Monday, October 19, 2009

NGO ORGANISES WORKSHOP FOR PEER EDUCATORS (PAGE 23, OCT 17)

HEALTH Foundation of Ghana (HFG), which has been selected by the Ghana AIDS Commission (GAC) to implement its Multi-Sectoral HIV and AIDS prevention programme (MSHAP)-2009 in the Brong Ahafo Region, has held a workshop for 50 selected peer educators and 10 community condom distributors at Kukuom.
The workshop was aimed at empowering the participants with skills and knowledge for the promotion of positive behavioural change and the prevention of the HIV and AIDS pandemic.
 The HFG is currently implementing the programme in five districts in the region, namely, Asutifi, Tanoso North, Tanoso South, Asunafo North and Asunafo South.
 The MSHAP-2009 Behaviour Change Communication and Preventive for HIV/AIDS, is a component of the GAC’s decentralised responses to address the HIV pandemic in the country and is aimed at reducing the number of new infections and preventing the spread of HIV in the Brong Ahafo Region.
According to the Programmes Co-ordinator, Mr Charles Ampontuah Yeboah, the specific objectives of the workshop were to introduce the participants to all aspects of the MSHAP 2009 programme and to train them on the need to educate the youth and the general population on behavioural change.
  The Country Director of HFG, Mrs Linda Arthur, explained that in all the five target districts, the HFG was partnering with the local non-governmental organisations (NGOs), field-based organisations (FBOs), community-based organisations (CBOs), the District Health Directorates, the District Education Directorates, the District and Municipal Assemblies and other organised stakeholder groups to implement the MSHAP 2009 sub-project.

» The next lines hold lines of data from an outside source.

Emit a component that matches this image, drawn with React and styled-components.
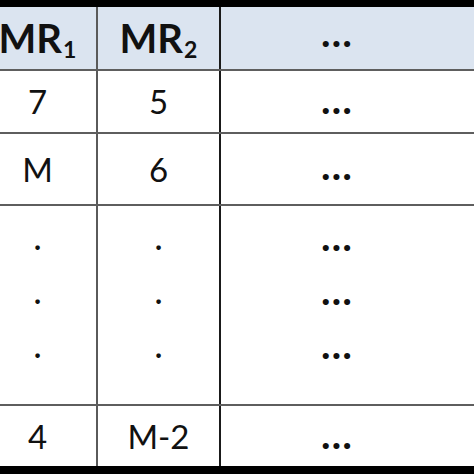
import styled, { createGlobalStyle } from "styled-components";

const GlobalStyle = createGlobalStyle`
  html, body {
    margin: 0;
    padding: 0;
    background: #fff;
    overflow: hidden;
  }
  * {
    box-sizing: border-box;
  }
`;

// row heights and where the "…" sits in each (bottom padding lifts it)
const rows = [
  { height: 64, header: true, lift: 13, cells: [["MR", "1"], ["MR", "2"]] },
  { height: 63, lift: 6, cells: ["7", "5"] },
  { height: 72, lift: 8, cells: ["M", "6"] },
  { height: 200, gap: true },
  { height: 60, last: true, lift: 5, cells: ["4", "M-2"] },
];

const lineColors = ["#5a5a5a", "#1a1a1a"];

const App = () => {
  return (
    <>
      <GlobalStyle />
      <Table>
        {rows.map((row, i) => (
          <Row key={i} $height={row.height} $last={row.last} $header={row.header}>
            {row.gap ? (
              <>
                {lineColors.map((color) => (
                  <Cell key={color} $line={color}>
                    <Stack $top={5}>
                      <Dot>.</Dot>
                      <Dot>.</Dot>
                      <Dot>.</Dot>
                    </Stack>
                  </Cell>
                ))}
                <Cell $wide>
                  <Stack $top={3}>
                    <More $stacked>…</More>
                    <More $stacked>…</More>
                    <More $stacked>…</More>
                  </Stack>
                </Cell>
              </>
            ) : (
              <>
                {row.cells.map((c, j) => (
                  <Cell key={j} $line={lineColors[j]}>
                    {row.header ? (
                      <HeadText>
                        {c[0]}
                        <Sub>{c[1]}</Sub>
                      </HeadText>
                    ) : (
                      <Value>{c}</Value>
                    )}
                  </Cell>
                ))}
                <Cell $wide>
                  <More $lift={row.lift}>…</More>
                </Cell>
              </>
            )}
          </Row>
        ))}
      </Table>
    </>
  );
};

export default App;

const Table = styled.div`
  display: flex;
  flex-direction: column;
  width: 497px;
  margin-left: -21px;
  border-top: 7px solid #000;
  border-bottom: 10px solid #000;
  font-family: Lato, "Open Sans", sans-serif;
  color: #111;
`;

const Row = styled.div`
  display: grid;
  grid-template-columns: 119px 123px 1fr;
  height: ${(p) => p.$height}px;
  background: ${(p) => (p.$header ? "#dbe4f0" : "#fff")};
  border-bottom: ${(p) => (p.$last ? "none" : "2px solid #5e5e5e")};
`;

const Cell = styled.div`
  display: flex;
  align-items: center;
  justify-content: center;
  padding-right: ${(p) => (p.$wide ? 24 : 0)}px;
  border-right: ${(p) => (p.$line ? `2px solid ${p.$line}` : "none")};
`;

const HeadText = styled.span`
  font-size: 40px;
  font-weight: 700;
  line-height: 1;
`;

const Sub = styled.sub`
  font-size: 23px;
  vertical-align: -5px;
  line-height: 0;
  margin-left: 1px;
`;

const Value = styled.span`
  font-size: 33px;
  line-height: 1;
`;

const More = styled.span`
  font-size: 40px;
  font-weight: 700;
  line-height: ${(p) => (p.$stacked ? "54px" : 1)};
  padding-bottom: ${(p) => p.$lift || 0}px;
`;

const Stack = styled.div`
  align-self: flex-start;
  display: flex;
  flex-direction: column;
  align-items: center;
  margin-top: ${(p) => p.$top}px;
`;

const Dot = styled.span`
  font-size: 30px;
  font-weight: 700;
  line-height: 54px;
`;
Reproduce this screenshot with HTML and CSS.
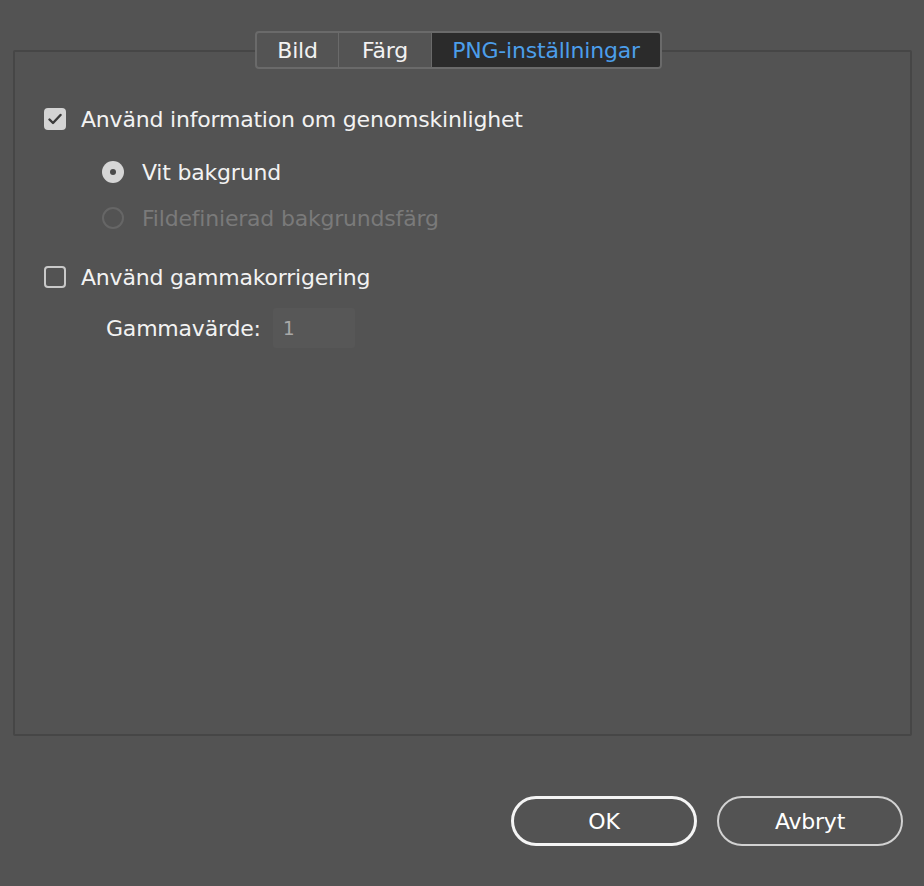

She added that a participatory approach had been adopted from the planning stage through to the implementing and monitoring stages in each district to ensure stakeholder commitment, sustainability and success.
  Mrs Arthur said the other activity was the use of mass media behaviour change communication messages for the promotion of positive behavioural change, the distribution of T-shirts, brochures and posters, and conducting mobile outreach counselling and testing services.
 She said HIV and AIDS were unprecedented global development challenges that had already caused so many hardships, illnesses and deaths, stressing that the pandemic not only affected individuals but also devastated households and communities, as well as threatened entire nations.
 According to Mrs Arthur, reports indicated that out of the 33.2 million people living with HIV/AIDS worldwide in 2007, 22.5 million were from Sub-Saharan Africa, describing the statistics as alarming.
 She emphasised that behaviours that spread HIV were fuelled by social, cultural, economic and legal factors, which made it more difficult for people to protect themselves and which worsened the consequences of the epidemic.
  The Project Co-ordinator of Planned Parenthood Association of Ghana in Sunyani, Mr Captain Amos Adu Okyere, said even though carrying condoms by someone did not mean he or she was sexually active, learning about condoms should also not encourage the youth to be displaying them at any given time.